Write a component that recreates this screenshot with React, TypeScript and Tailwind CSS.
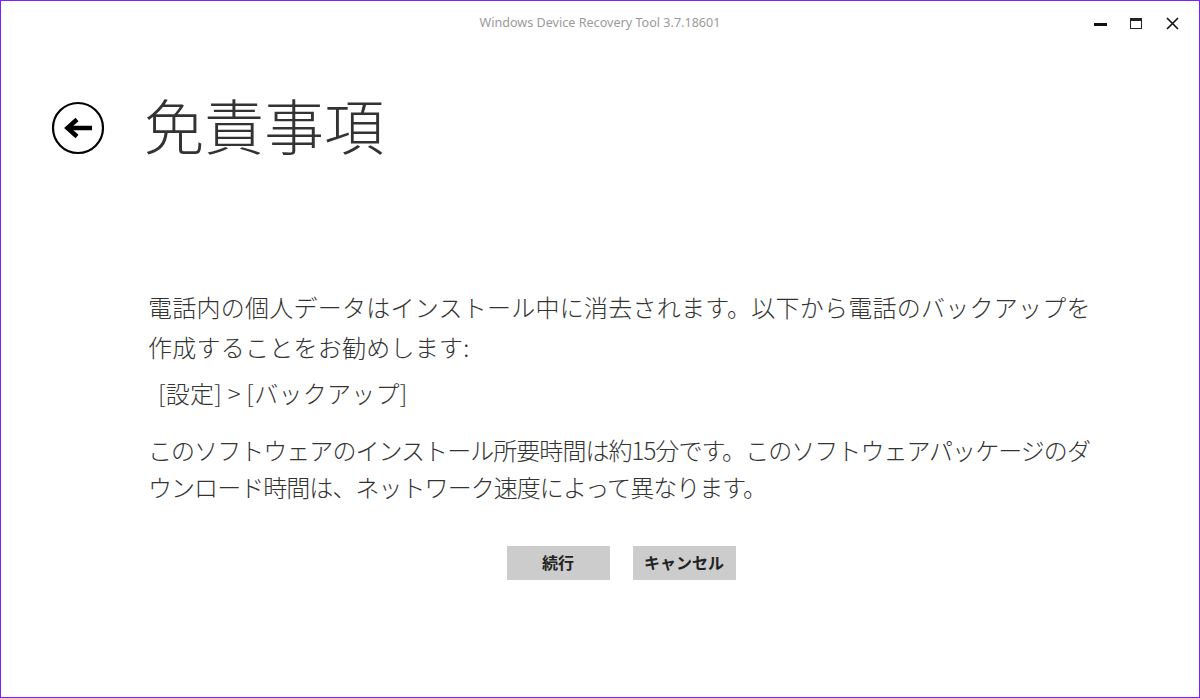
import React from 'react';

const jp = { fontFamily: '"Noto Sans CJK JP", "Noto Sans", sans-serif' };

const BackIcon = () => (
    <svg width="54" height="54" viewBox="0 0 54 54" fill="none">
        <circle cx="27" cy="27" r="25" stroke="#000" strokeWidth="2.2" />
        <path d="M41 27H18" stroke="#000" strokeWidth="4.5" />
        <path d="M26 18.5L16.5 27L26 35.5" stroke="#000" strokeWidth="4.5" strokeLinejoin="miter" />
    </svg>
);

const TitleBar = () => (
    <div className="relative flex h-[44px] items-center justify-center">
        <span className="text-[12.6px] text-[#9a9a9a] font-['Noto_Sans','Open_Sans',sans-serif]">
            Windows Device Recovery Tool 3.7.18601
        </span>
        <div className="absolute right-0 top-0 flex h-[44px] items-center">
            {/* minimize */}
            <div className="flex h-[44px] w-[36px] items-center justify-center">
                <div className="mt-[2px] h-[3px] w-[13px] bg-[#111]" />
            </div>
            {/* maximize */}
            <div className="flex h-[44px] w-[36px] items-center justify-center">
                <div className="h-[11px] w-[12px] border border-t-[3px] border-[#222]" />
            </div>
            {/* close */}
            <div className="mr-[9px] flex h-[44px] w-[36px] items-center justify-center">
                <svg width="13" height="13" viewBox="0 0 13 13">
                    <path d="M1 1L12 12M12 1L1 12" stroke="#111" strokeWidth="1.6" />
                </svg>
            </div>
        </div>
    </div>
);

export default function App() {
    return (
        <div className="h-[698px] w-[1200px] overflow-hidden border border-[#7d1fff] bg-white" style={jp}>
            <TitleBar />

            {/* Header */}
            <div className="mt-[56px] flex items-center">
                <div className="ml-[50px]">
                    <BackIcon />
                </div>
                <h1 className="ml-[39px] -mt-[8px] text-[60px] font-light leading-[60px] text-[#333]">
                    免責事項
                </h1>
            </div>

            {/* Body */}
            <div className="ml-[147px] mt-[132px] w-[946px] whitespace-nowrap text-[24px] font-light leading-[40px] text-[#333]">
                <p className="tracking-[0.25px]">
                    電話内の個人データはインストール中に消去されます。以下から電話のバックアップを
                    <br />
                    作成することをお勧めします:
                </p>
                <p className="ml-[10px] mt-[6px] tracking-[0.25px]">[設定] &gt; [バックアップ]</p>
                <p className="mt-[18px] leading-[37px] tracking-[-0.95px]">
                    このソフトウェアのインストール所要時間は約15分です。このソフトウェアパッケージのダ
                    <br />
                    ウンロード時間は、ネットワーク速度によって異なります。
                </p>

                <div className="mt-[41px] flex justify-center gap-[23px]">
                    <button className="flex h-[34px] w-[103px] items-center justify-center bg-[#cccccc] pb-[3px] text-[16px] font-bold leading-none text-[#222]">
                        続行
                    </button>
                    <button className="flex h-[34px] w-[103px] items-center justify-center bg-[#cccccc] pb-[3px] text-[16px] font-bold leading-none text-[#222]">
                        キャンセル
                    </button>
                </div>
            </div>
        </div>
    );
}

-------

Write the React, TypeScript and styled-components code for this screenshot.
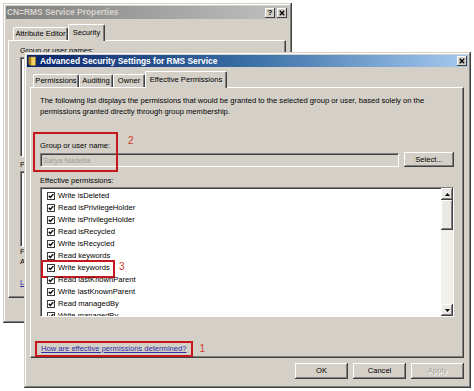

-------

_Work to be completed_
Give back exactly the lines from the one containing "Write a component" to the one containing "<TitleBar />", both included, and no pictures.

_Full solution_
Write a component that recreates this screenshot with React, TypeScript and Tailwind CSS.
import React from 'react';

const jp = { fontFamily: '"Noto Sans CJK JP", "Noto Sans", sans-serif' };

const BackIcon = () => (
    <svg width="54" height="54" viewBox="0 0 54 54" fill="none">
        <circle cx="27" cy="27" r="25" stroke="#000" strokeWidth="2.2" />
        <path d="M41 27H18" stroke="#000" strokeWidth="4.5" />
        <path d="M26 18.5L16.5 27L26 35.5" stroke="#000" strokeWidth="4.5" strokeLinejoin="miter" />
    </svg>
);

const TitleBar = () => (
    <div className="relative flex h-[44px] items-center justify-center">
        <span className="text-[12.6px] text-[#9a9a9a] font-['Noto_Sans','Open_Sans',sans-serif]">
            Windows Device Recovery Tool 3.7.18601
        </span>
        <div className="absolute right-0 top-0 flex h-[44px] items-center">
            {/* minimize */}
            <div className="flex h-[44px] w-[36px] items-center justify-center">
                <div className="mt-[2px] h-[3px] w-[13px] bg-[#111]" />
            </div>
            {/* maximize */}
            <div className="flex h-[44px] w-[36px] items-center justify-center">
                <div className="h-[11px] w-[12px] border border-t-[3px] border-[#222]" />
            </div>
            {/* close */}
            <div className="mr-[9px] flex h-[44px] w-[36px] items-center justify-center">
                <svg width="13" height="13" viewBox="0 0 13 13">
                    <path d="M1 1L12 12M12 1L1 12" stroke="#111" strokeWidth="1.6" />
                </svg>
            </div>
        </div>
    </div>
);

export default function App() {
    return (
        <div className="h-[698px] w-[1200px] overflow-hidden border border-[#7d1fff] bg-white" style={jp}>
            <TitleBar />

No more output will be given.